Not the least of the recent misfortunes in Wales is that the Welsh Rugby Union had requested informal talks with the RFU on the subject of an Anglo-Welsh League in March, on the very day before the Dennis Evans affair broke. The meeting was abandoned, but not the concept which, along with a European championship, is now being touted as the logical progression in a fast-moving sequence of events. As yet, however, the Anglo-Welsh league is a blank piece of paper some way from the drawing board, but it has more chance of getting to the design stage than a European league. The stiffest resistance to that would come from the French, who are even more hostile to inclusion of their money-spinning club championship in a wider competition than the RFU are to the Courage Leagues.

But there is a compelling case to be made out for a competition involving Bath, Leicester, Northampton, Wasps and Harlequins and either Bristol or Gloucester, and Cardiff, Llanelli, Neath and Swansea.

Apart from anything else it would help fill the gap between club and international rugby, which is being bridged in England by the abominable Divisional Championship. Dick Best, the England coach, has been reported as saying that, with Bath and Leicester so far advanced from the other clubs in their development, there should be an extension of the Divisional Championship. Perish the thought. That is not what television, whether it be the BBC, ITV or satellite, would be paying its millions for. But an Anglo-Welsh league is an altogether different story, driven as it would be by serious money.

Admission into the league would be a problem because there would be no substructure underpinning it. The criterion for entry would be more likely to relate to resources than playing standards, and already I can hear the outraged protests from the north, one of whose visionaries, the late Eric Smith of Orrell, predicted just such an outcome when the league structure was established seven seasons ago.

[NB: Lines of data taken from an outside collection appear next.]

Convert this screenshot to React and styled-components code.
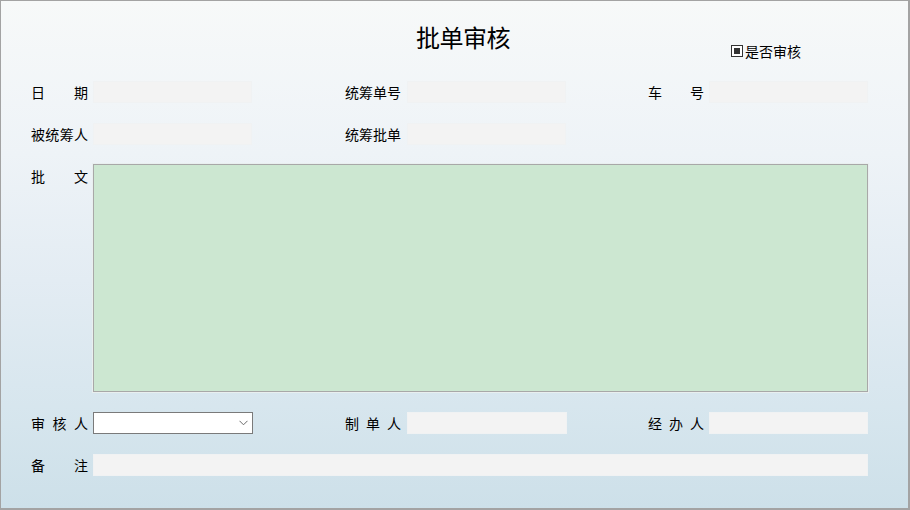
import React from "react";
import styled, { createGlobalStyle } from "styled-components";

const GlobalStyle = createGlobalStyle`
  html, body {
    margin: 0;
    padding: 0;
  }
  body {
    font-family: "Noto Sans CJK SC", "Noto Sans", sans-serif;
    color: #000;
  }
  * {
    box-sizing: border-box;
  }
`;

const Window = styled.div`
  width: 910px;
  height: 510px;
  border: 1px solid #a3a3a3;
  border-right-width: 2px;
  border-bottom-width: 2px;
  background: linear-gradient(
    to bottom,
    #f7f9f9 0%,
    #eef3f7 30%,
    #e3ecf3 55%,
    #d7e6ee 80%,
    #cde0e9 100%
  );
  display: flex;
  flex-direction: column;
  padding: 0 0 0 30px;
`;

const Header = styled.div`
  height: 80px;
  display: flex;
  align-items: flex-start;
  padding-left: 385px;
`;

const Title = styled.h1`
  margin: 21px 0 0;
  font-size: 24px;
  line-height: 30px;
  font-weight: 400;
  letter-spacing: -0.5px;
`;

const Check = styled.label`
  display: flex;
  align-items: center;
  gap: 2px;
  margin: 40px 0 0 221px;
  font-size: 14px;
  line-height: 20px;
`;

const CheckBox = styled.span`
  width: 12px;
  height: 12px;
  border: 1px solid #333;
  background: #fff;
  padding: 2px;
  display: flex;

  &::after {
    content: "";
    flex: 1;
    background: #333;
  }
`;

const Form = styled.div`
  display: flex;
  flex-direction: column;
  gap: 20px;
`;

const Row = styled.div`
  display: grid;
  grid-template-columns: 314px 303px 1fr;
  align-items: start;
  margin-top: ${(p) => p.$shift || 0}px;
`;

const Field = styled.div`
  display: flex;
  align-items: ${(p) => (p.$top ? "flex-start" : "center")};
  gap: ${(p) => p.$gap || 5}px;
  grid-column: ${(p) => (p.$wide ? "1 / -1" : "auto")};
`;

const Label = styled.span`
  width: ${(p) => p.$w || 57}px;
  flex: none;
  font-size: 14px;
  line-height: 22px;
  text-align: justify;
  text-align-last: justify;
  text-justify: inter-character;
  white-space: nowrap;
  margin-top: ${(p) => (p.$top ? 1 : 0)}px;
`;

const Input = styled.div`
  height: 22px;
  width: ${(p) => (p.$w ? `${p.$w}px` : "775px")};
  background: #f3f3f3;
  border: 1px solid #f0f2f3;
`;

const Memo = styled.div`
  width: 775px;
  height: 228px;
  background: #cce7d1;
  border: 1px solid #a8a8a8;
  box-shadow: 0 0 0 1px #e9efef;
`;

const Select = styled.div`
  width: 160px;
  height: 22px;
  background: #fff;
  border: 1px solid #7a7a7a;
  display: flex;
  align-items: center;
  justify-content: flex-end;
  padding-right: 4px;
`;

const Chevron = () => (
  <svg width="9" height="6" viewBox="0 0 9 6">
    <path d="M0.5 0.8 L4.5 4.8 L8.5 0.8" fill="none" stroke="#6a6a6a" strokeWidth="1" />
  </svg>
);

export default function App() {
  return (
    <>
      <GlobalStyle />
      <Window>
        <Header>
          <Title>批单审核</Title>
          <Check>
            <CheckBox />
            是否审核
          </Check>
        </Header>
        <Form>
          <Row>
            <Field>
              <Label>日 期</Label>
              <Input $w={159} />
            </Field>
            <Field $gap={6}>
              <Label $w={56}>统筹单号</Label>
              <Input $w={159} />
            </Field>
            <Field>
              <Label $w={56}>车 号</Label>
              <Input $w={159} />
            </Field>
          </Row>
          <Row>
            <Field>
              <Label>被统筹人</Label>
              <Input $w={159} />
            </Field>
            <Field $gap={6}>
              <Label $w={56}>统筹批单</Label>
              <Input $w={159} />
            </Field>
          </Row>
          <Row $shift={-1}>
            <Field $wide $top>
              <Label $top>批 文</Label>
              <Memo />
            </Field>
          </Row>
          <Row>
            <Field>
              <Label>审 核 人</Label>
              <Select>
                <Chevron />
              </Select>
            </Field>
            <Field $gap={6}>
              <Label $w={56}>制 单 人</Label>
              <Input $w={160} />
            </Field>
            <Field>
              <Label $w={56}>经 办 人</Label>
              <Input $w={159} />
            </Field>
          </Row>
          <Row>
            <Field $wide>
              <Label>备 注</Label>
              <Input />
            </Field>
          </Row>
        </Form>
      </Window>
    </>
  );
}
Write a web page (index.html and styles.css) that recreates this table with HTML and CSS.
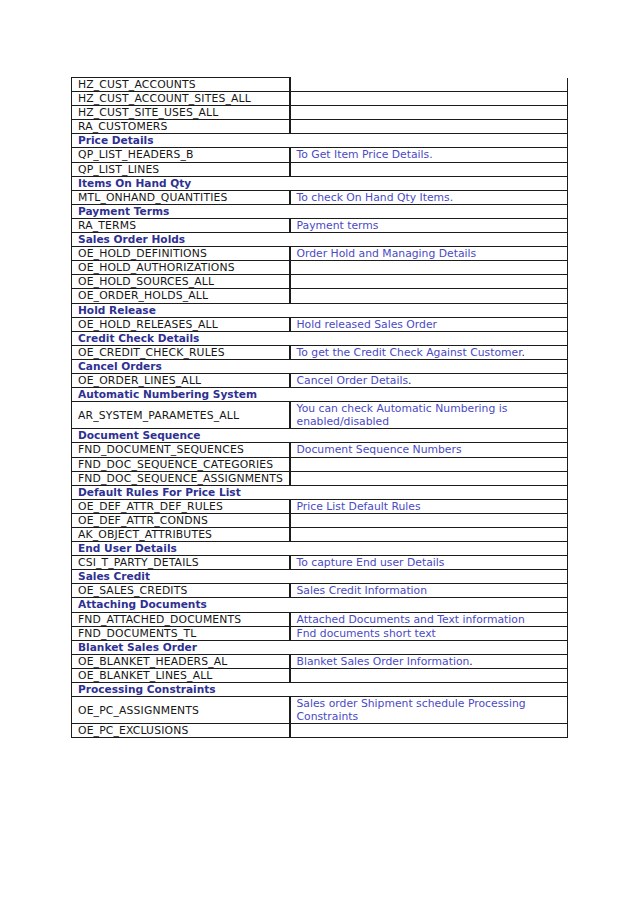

On present placings, the north would have no representatives in an Anglo-Welsh league. Furthermore, if the project were to be organised not on a league basis but as a conference without promotion or relegation, then we could well see history repeating itself.

It is, after all, almost 100 years since the northern clubs broke away from the rest to form their own league. Who would be an administrator? It will take the wisdom of Solomon, the energy of Hercules and the entrepreneurial impertinence of Mike Burton to get the game into the next millennium.